Member of the National Assembly for Gironde's 5th constituency
- Incumbent
- Assumed office 8 July 2024
- Preceded by: Grégoire de Fournas
- In office 20 June 2007 – 20 June 2017
- Preceded by: Jean-François Régère
- Succeeded by: Benoît Simian

Member of the Departmental Council of Gironde for the Le Sud-Médoc Castelnau-de-Médoc (2011–2015)
- Incumbent
- Assumed office 31 March 2011 Serving with Dominique Fedieu
- Preceded by: Yves Lecaudey

Secretary of the National Assembly
- In office 27 June 2012 – 20 June 2017

Personal details
- Born: 1 April 1961 (age 64) Royan, France
- Political party: Socialist Party
- Alma mater: Bordeaux Aquitaine Institute of Journalism

= Pascale Got =

French politician (born 1961)

Pascale Got (/fr/; born 1 April 1961) is a French politician who has served as the deputy for Gironde's 5th constituency in the National Assembly since 2024. A member of the Socialist Party, she represented the same constituency in the Assembly from 2007 to 2017 and has sat on the Departmental Council of Gironde for the Canton of Le Sud-Médoc since 2011.

== Biography ==
Pascale Got was born on 1 April 1961 in Royan, France. She graduated from the Bordeaux Aquitaine Institute of Journalism in 1985 and worked as a journalist before entering politics. A member of the Socialist Party, Panot was first elected to the National Assembly in Gironde's 5th constituency during the 2007 French legislative elections. The race saw her defeat incumbent Jean-François Régère of the Union for a Popular Movement (UMP) in the run-off with 50.4% of the vote. In 2011, Got was elected to the General Council of Gironde, representing the canton of Castelnau-de-Médoc. She was re-elected in the 2015 departmental elections and currently serves alongside Dominique Fedieu.

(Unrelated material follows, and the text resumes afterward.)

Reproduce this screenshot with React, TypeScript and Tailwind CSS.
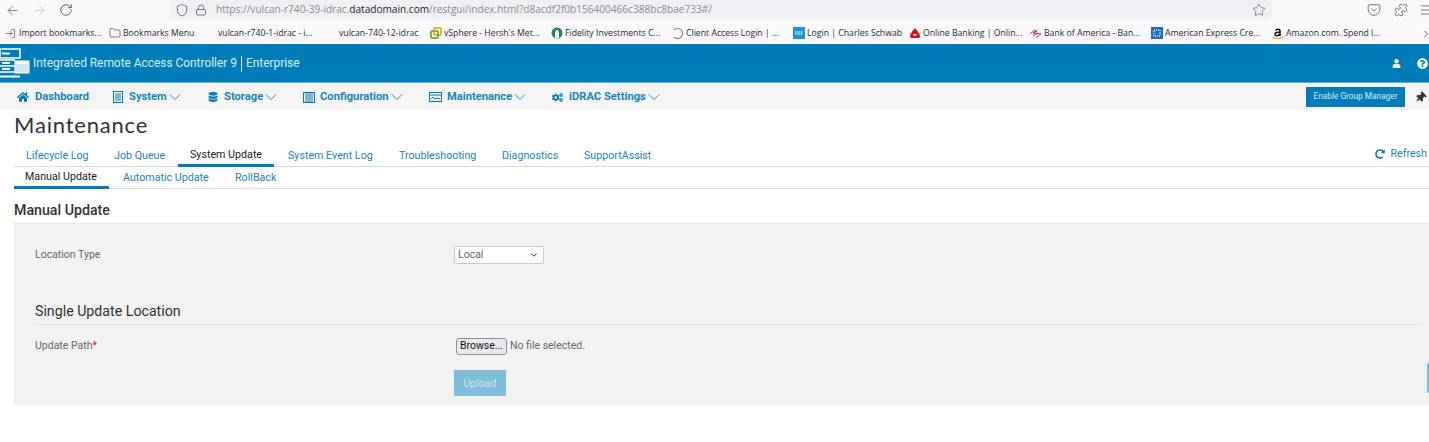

Got was re-elected to the National Assembly in the 2012 legislative elections, defeating the UMP's David-Gordon Krief and increasing her mandate to 61.9% of the vote. She was also elected as one the Assembly's secretaries on 27 June 2012, making her a member of its Bureau. In 2017, Got lost re-election to La République En Marche's Benoît Simian, who won 50.5% of the vote to her 49.5%. She was re-nominated by the Socialists, who were now part of the New Popular Front, in her old constituency for the 2024 legislative elections. Got narrowly defeated incumbent Grégoire de Fournas of the National Rally in the run-off to return to the National Assembly, benefiting from the withdrawal of third-placed Horizons candidate Stéphane Sense.